Guest post: Lara Saunders on her time at Varuna

Earlier this year, Lara Saunders undertook the Writers SA Emerging Writers Fellowship, spending seven days at Varuna the National Writers’ House, with a travel subsidy and manuscript consultation. Applications for the annual fellowships are now open for 2022.

Last year I was lucky enough to be one of the joint winners of the Writers SA’s Emerging Writers Varuna Fellowship. This year I headed to Varuna House to complete my one-week residency.

Going to Varuna was a wonderful experience – yes I ate my body weight in biscuits and yes the Blue Mountains humidity turned me into Hagrid, but Varuna is a place made for writing and I was made to write. At home I have to protect my writing time like a seagull guarding a hot chip so it was amazing to be in a place where writing was the purpose and the goal of my time. At Varuna I also got to meet and get to know other writers which was so inspiring and motivating.

The studio room I wrote in while staying at Varuna House had everything I needed and for me it was home – no less a home because it was temporary. For the week I stayed at Varuna it was my centre of gravity.

I had organised a consultation with Carol Major the day after I arrived at Varuna. Carol is known for her intuitive understanding writers and their projects. The first question Carol asked me was, ‘how can I be helpful?’

I launched into questions about tense and perspective and scene structure as well as pace and word count and the all the minutiae that had been tying me up, cluttering my mind, making my words trip over each other. Carol had this to say: You are not writing a book you are telling a story. It was so simple and just what I needed to be reminded of.

I spent the next week telling the story. It’s both mine and it is not mine. There were times when nothing existed outside the studio and many more times when everything came inside. I pulled the miles and the glint of gold in mud and the life and rot of 1850s Australia inside the studio. My characters breathed their lives into the room and I heard the story and wrote it down.

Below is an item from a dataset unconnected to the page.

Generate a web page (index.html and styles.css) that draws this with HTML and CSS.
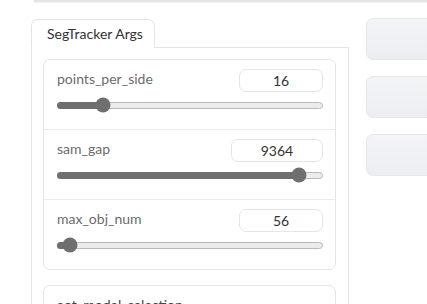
FILE: index.html
```html
<!DOCTYPE html>
<html>
<head>
<meta charset="utf-8">
<link rel="stylesheet" href="styles.css">
</head>
<body>
<div class="topbar"></div>
<div class="main">
  <div class="left">
    <div class="tabs">
      <div class="tab">SegTracker Args</div>
    </div>
    <div class="panel">
      <div class="group">
        <div class="row">
          <div class="head">
            <span class="label">points_per_side</span>
            <div class="num">16</div>
          </div>
          <div class="slider"><div class="track"><div class="fill" style="width:17%"></div><div class="thumb" style="left:17%"></div></div></div>
        </div>
        <div class="row">
          <div class="head">
            <span class="label">sam_gap</span>
            <div class="num wide">9364</div>
          </div>
          <div class="slider"><div class="track"><div class="fill" style="width:91.4%"></div><div class="thumb" style="left:91.4%"></div></div></div>
        </div>
        <div class="row">
          <div class="head">
            <span class="label">max_obj_num</span>
            <div class="num">56</div>
          </div>
          <div class="slider"><div class="track"><div class="fill" style="width:4.5%"></div><div class="thumb" style="left:4.5%"></div></div></div>
        </div>
      </div>
      <div class="group next">
        <div class="row last">
          <span class="label dark">aot_model_selection</span>
        </div>
      </div>
    </div>
  </div>
  <div class="right">
    <div class="btn"></div>
    <div class="btn"></div>
    <div class="btn"></div>
  </div>
</div>
</body>
</html>
```
FILE: styles.css
```css
html, body {
  margin: 0;
  padding: 0;
  background: #ffffff;
  overflow: hidden;
  width: 427px;
  height: 304px;
  font-family: Lato, "Open Sans", sans-serif;
}
.topbar {
  margin-left: 34px;
  height: 2px;
  background: #e4e4e4;
  box-shadow: 0 1px 1px rgba(0,0,0,0.05);
}
.main {
  display: flex;
  gap: 17px;
  padding-left: 31px;
}
.left {
  width: 318px;
  flex: none;
}
.tabs {
  display: flex;
  padding-top: 17px;
}
.tab {
  position: relative;
  z-index: 1;
  width: 124px;
  height: 29px;
  box-sizing: border-box;
  border: 1px solid #e5e5e5;
  border-bottom: 1px solid #ffffff;
  border-radius: 7px 7px 0 0;
  margin-bottom: -1px;
  background: #fff;
  font-size: 14px;
  color: #333;
  padding-left: 15px;
  line-height: 27px;
}
.panel {
  border: 1px solid #e5e5e5;
  border-bottom: none;
  padding: 11px 12px 0 11px;
  height: 260px;
}
.group {
  border: 1px solid #e5e5e5;
  border-radius: 7px;
  background: #fff;
}
.group.next {
  margin-top: 15px;
  border-radius: 7px 7px 0 0;
}
.row {
  padding: 9px 12px 17px 13px;
  border-bottom: 1px solid #ebebeb;
}
.row:last-child {
  border-bottom: none;
}
.row.last {
  padding-top: 10px;
}
.head {
  display: flex;
  justify-content: space-between;
  align-items: center;
  height: 23px;
}
.label {
  font-size: 14px;
  color: #6b6b6b;
  margin-top: -4px;
}
.label.dark {
  color: #444;
  display: block;
  margin-top: 0;
  line-height: 17px;
}
.num {
  width: 84px;
  height: 23px;
  box-sizing: border-box;
  border: 1px solid #e5e5e5;
  border-radius: 7px;
  font-size: 14px;
  color: #333;
  text-align: center;
  line-height: 21px;
}
.num.wide {
  width: 92px;
}
.slider {
  margin-top: 6px;
  height: 14px;
  display: flex;
  align-items: center;
}
.track {
  position: relative;
  width: 100%;
  height: 7px;
  box-sizing: border-box;
  background: #ececec;
  border: 1px solid #b9b9b9;
  border-radius: 4px;
}
.fill {
  position: absolute;
  left: -1px;
  top: -1px;
  height: 7px;
  background: #6f6f6f;
  border-radius: 4px 0 0 4px;
}
.thumb {
  position: absolute;
  top: 50%;
  width: 15px;
  height: 15px;
  border-radius: 50%;
  background: #6f6f6f;
  transform: translate(-50%, -50%);
}
.right {
  display: flex;
  flex-direction: column;
  gap: 16px;
  padding-top: 16px;
  flex: 1;
}
.btn {
  height: 42px;
  width: 80px;
  box-sizing: border-box;
  border: 1px solid #e6e7ea;
  border-radius: 7px;
  background: linear-gradient(#f3f4f6, #eceef1);
}
```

I pulled the miles and the glint of gold in mud and the life and rot of 1850s Australia inside the studio. My characters breathed their lives into the room and I heard the story and wrote it down.

Many writers will know about using conflict in their writing but what I had missed is the connection. Writing a story involves moments between characters of connection and disconnection as well as rupture and repair. Conflict is important too but relationships are complicated. What is being fought over? What is lost. These are the questions that defined my writing time at Varuna and beyond.

Varuna House offers a unique experience and I am so thankful to Varuna and to Writers SA for the opportunity to immerse myself in my writing. I know that my manuscript has been immeasurably improved through my time in this special place.


Lara Saunders is a creative writing graduate and social worker living in Adelaide. Her short stories have featured in The Zodiac Review and Scrittura magazine. Her stories have been shortlisted for the 2018 and 2019 Victoria University short story prize and were longlisted for the Commonwealth Writers Prize in 2019 and 2020. Lara is a co-developer of the forthcoming Mockingbird Writers; a writers’ group offering online resources and in person content to people looking to develop their writing. Lara writes about human nature: when it cracks, and the stuff we are made of runs out.